GIVEN TASK —
In your copy, include every line of the listing below exactly but none of the pictures.

SUPPLIED DATA —
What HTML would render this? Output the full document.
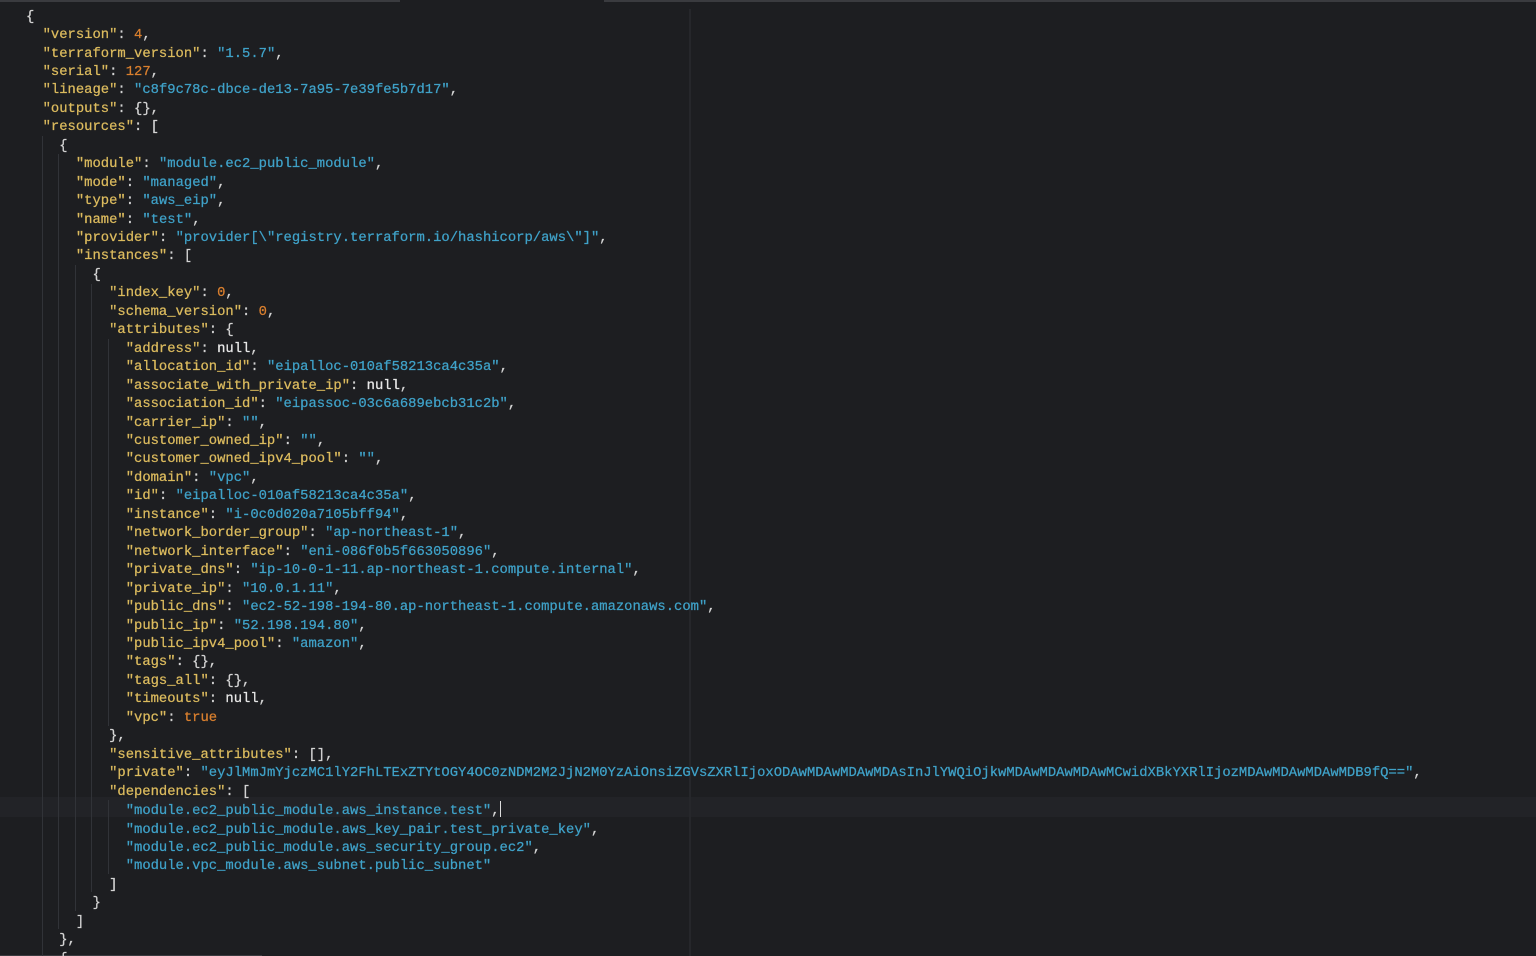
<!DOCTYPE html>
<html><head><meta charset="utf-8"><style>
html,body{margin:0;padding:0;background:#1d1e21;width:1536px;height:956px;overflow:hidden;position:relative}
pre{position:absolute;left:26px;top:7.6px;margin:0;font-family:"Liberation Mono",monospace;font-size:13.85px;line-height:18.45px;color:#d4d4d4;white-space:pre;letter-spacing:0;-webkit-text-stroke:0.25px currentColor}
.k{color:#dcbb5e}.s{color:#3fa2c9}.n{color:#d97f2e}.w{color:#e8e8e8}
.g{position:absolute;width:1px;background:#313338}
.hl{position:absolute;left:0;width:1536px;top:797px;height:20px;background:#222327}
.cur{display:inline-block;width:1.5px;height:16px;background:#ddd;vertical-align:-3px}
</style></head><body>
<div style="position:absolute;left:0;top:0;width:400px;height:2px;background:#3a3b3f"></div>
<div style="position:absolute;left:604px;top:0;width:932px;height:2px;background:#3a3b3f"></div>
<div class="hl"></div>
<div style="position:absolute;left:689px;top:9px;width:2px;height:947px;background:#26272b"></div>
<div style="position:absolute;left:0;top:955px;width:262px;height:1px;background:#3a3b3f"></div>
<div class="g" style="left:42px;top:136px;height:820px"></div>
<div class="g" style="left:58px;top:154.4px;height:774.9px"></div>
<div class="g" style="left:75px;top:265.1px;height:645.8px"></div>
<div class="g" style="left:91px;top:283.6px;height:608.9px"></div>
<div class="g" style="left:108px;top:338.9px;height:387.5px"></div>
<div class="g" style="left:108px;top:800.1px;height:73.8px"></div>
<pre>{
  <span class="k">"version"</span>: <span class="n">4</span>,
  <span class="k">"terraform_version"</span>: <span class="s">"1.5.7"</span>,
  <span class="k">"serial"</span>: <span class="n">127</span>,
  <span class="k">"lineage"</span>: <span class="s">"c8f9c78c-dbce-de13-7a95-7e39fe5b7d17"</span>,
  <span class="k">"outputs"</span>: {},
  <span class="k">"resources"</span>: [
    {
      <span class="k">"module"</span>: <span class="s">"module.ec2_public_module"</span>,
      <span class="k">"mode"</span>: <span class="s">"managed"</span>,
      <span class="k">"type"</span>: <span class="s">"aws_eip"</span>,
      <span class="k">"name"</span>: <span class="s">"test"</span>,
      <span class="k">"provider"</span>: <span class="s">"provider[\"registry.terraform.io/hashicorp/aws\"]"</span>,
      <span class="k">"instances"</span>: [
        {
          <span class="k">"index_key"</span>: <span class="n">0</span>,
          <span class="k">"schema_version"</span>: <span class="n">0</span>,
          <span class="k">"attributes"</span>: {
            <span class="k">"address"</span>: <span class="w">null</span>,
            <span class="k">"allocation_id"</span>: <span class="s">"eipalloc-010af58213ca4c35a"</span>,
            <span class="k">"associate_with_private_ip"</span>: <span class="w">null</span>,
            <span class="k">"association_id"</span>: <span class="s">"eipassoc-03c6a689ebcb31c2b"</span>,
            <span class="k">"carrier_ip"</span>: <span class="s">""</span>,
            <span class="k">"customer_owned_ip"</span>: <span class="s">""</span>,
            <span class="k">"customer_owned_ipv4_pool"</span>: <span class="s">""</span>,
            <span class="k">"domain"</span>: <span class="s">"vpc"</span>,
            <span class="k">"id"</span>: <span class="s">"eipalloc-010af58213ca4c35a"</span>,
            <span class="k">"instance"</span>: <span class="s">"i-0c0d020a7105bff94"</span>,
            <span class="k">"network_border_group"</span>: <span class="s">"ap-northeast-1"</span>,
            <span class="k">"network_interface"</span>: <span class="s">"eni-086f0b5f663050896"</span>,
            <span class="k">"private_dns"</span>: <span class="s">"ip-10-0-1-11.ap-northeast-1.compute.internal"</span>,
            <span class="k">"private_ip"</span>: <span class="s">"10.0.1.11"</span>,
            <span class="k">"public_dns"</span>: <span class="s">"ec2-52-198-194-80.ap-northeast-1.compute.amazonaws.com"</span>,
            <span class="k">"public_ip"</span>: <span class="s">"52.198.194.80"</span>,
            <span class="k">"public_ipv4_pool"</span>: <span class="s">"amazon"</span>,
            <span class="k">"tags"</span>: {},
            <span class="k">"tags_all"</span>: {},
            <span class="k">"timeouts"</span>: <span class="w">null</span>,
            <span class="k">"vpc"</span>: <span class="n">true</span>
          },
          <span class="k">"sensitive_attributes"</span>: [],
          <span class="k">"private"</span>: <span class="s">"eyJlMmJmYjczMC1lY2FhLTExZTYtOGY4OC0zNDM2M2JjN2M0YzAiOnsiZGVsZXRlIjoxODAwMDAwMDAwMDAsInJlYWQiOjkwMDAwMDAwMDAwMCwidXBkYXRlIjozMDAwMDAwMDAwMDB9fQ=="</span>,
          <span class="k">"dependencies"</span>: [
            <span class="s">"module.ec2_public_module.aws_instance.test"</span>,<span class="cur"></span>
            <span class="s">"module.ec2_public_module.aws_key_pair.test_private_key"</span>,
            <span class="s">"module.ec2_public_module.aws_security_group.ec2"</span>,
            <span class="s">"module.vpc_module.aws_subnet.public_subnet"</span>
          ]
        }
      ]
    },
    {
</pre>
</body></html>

TASK RESPONSE —
What HTML would render this? Output the full document.
<!DOCTYPE html>
<html><head><meta charset="utf-8"><style>
html,body{margin:0;padding:0;background:#1d1e21;width:1536px;height:956px;overflow:hidden;position:relative}
pre{position:absolute;left:26px;top:7.6px;margin:0;font-family:"Liberation Mono",monospace;font-size:13.85px;line-height:18.45px;color:#d4d4d4;white-space:pre;letter-spacing:0;-webkit-text-stroke:0.25px currentColor}
.k{color:#dcbb5e}.s{color:#3fa2c9}.n{color:#d97f2e}.w{color:#e8e8e8}
.g{position:absolute;width:1px;background:#313338}
.hl{position:absolute;left:0;width:1536px;top:797px;height:20px;background:#222327}
.cur{display:inline-block;width:1.5px;height:16px;background:#ddd;vertical-align:-3px}
</style></head><body>
<div style="position:absolute;left:0;top:0;width:400px;height:2px;background:#3a3b3f"></div>
<div style="position:absolute;left:604px;top:0;width:932px;height:2px;background:#3a3b3f"></div>
<div class="hl"></div>
<div style="position:absolute;left:689px;top:9px;width:2px;height:947px;background:#26272b"></div>
<div style="position:absolute;left:0;top:955px;width:262px;height:1px;background:#3a3b3f"></div>
<div class="g" style="left:42px;top:136px;height:820px"></div>
<div class="g" style="left:58px;top:154.4px;height:774.9px"></div>
<div class="g" style="left:75px;top:265.1px;height:645.8px"></div>
<div class="g" style="left:91px;top:283.6px;height:608.9px"></div>
<div class="g" style="left:108px;top:338.9px;height:387.5px"></div>
<div class="g" style="left:108px;top:800.1px;height:73.8px"></div>
<pre>{
  <span class="k">"version"</span>: <span class="n">4</span>,
  <span class="k">"terraform_version"</span>: <span class="s">"1.5.7"</span>,
  <span class="k">"serial"</span>: <span class="n">127</span>,
  <span class="k">"lineage"</span>: <span class="s">"c8f9c78c-dbce-de13-7a95-7e39fe5b7d17"</span>,
  <span class="k">"outputs"</span>: {},
  <span class="k">"resources"</span>: [
    {
      <span class="k">"module"</span>: <span class="s">"module.ec2_public_module"</span>,
      <span class="k">"mode"</span>: <span class="s">"managed"</span>,
      <span class="k">"type"</span>: <span class="s">"aws_eip"</span>,
      <span class="k">"name"</span>: <span class="s">"test"</span>,
      <span class="k">"provider"</span>: <span class="s">"provider[\"registry.terraform.io/hashicorp/aws\"]"</span>,
      <span class="k">"instances"</span>: [
        {
          <span class="k">"index_key"</span>: <span class="n">0</span>,
          <span class="k">"schema_version"</span>: <span class="n">0</span>,
          <span class="k">"attributes"</span>: {
            <span class="k">"address"</span>: <span class="w">null</span>,
            <span class="k">"allocation_id"</span>: <span class="s">"eipalloc-010af58213ca4c35a"</span>,
            <span class="k">"associate_with_private_ip"</span>: <span class="w">null</span>,
            <span class="k">"association_id"</span>: <span class="s">"eipassoc-03c6a689ebcb31c2b"</span>,
            <span class="k">"carrier_ip"</span>: <span class="s">""</span>,
            <span class="k">"customer_owned_ip"</span>: <span class="s">""</span>,
            <span class="k">"customer_owned_ipv4_pool"</span>: <span class="s">""</span>,
            <span class="k">"domain"</span>: <span class="s">"vpc"</span>,
            <span class="k">"id"</span>: <span class="s">"eipalloc-010af58213ca4c35a"</span>,
            <span class="k">"instance"</span>: <span class="s">"i-0c0d020a7105bff94"</span>,
            <span class="k">"network_border_group"</span>: <span class="s">"ap-northeast-1"</span>,
            <span class="k">"network_interface"</span>: <span class="s">"eni-086f0b5f663050896"</span>,
            <span class="k">"private_dns"</span>: <span class="s">"ip-10-0-1-11.ap-northeast-1.compute.internal"</span>,
            <span class="k">"private_ip"</span>: <span class="s">"10.0.1.11"</span>,
            <span class="k">"public_dns"</span>: <span class="s">"ec2-52-198-194-80.ap-northeast-1.compute.amazonaws.com"</span>,
            <span class="k">"public_ip"</span>: <span class="s">"52.198.194.80"</span>,
            <span class="k">"public_ipv4_pool"</span>: <span class="s">"amazon"</span>,
            <span class="k">"tags"</span>: {},
            <span class="k">"tags_all"</span>: {},
            <span class="k">"timeouts"</span>: <span class="w">null</span>,
            <span class="k">"vpc"</span>: <span class="n">true</span>
          },
          <span class="k">"sensitive_attributes"</span>: [],
          <span class="k">"private"</span>: <span class="s">"eyJlMmJmYjczMC1lY2FhLTExZTYtOGY4OC0zNDM2M2JjN2M0YzAiOnsiZGVsZXRlIjoxODAwMDAwMDAwMDAsInJlYWQiOjkwMDAwMDAwMDAwMCwidXBkYXRlIjozMDAwMDAwMDAwMDB9fQ=="</span>,
          <span class="k">"dependencies"</span>: [
            <span class="s">"module.ec2_public_module.aws_instance.test"</span>,<span class="cur"></span>
            <span class="s">"module.ec2_public_module.aws_key_pair.test_private_key"</span>,
            <span class="s">"module.ec2_public_module.aws_security_group.ec2"</span>,
            <span class="s">"module.vpc_module.aws_subnet.public_subnet"</span>
          ]
        }
      ]
    },
    {
</pre>
</body></html>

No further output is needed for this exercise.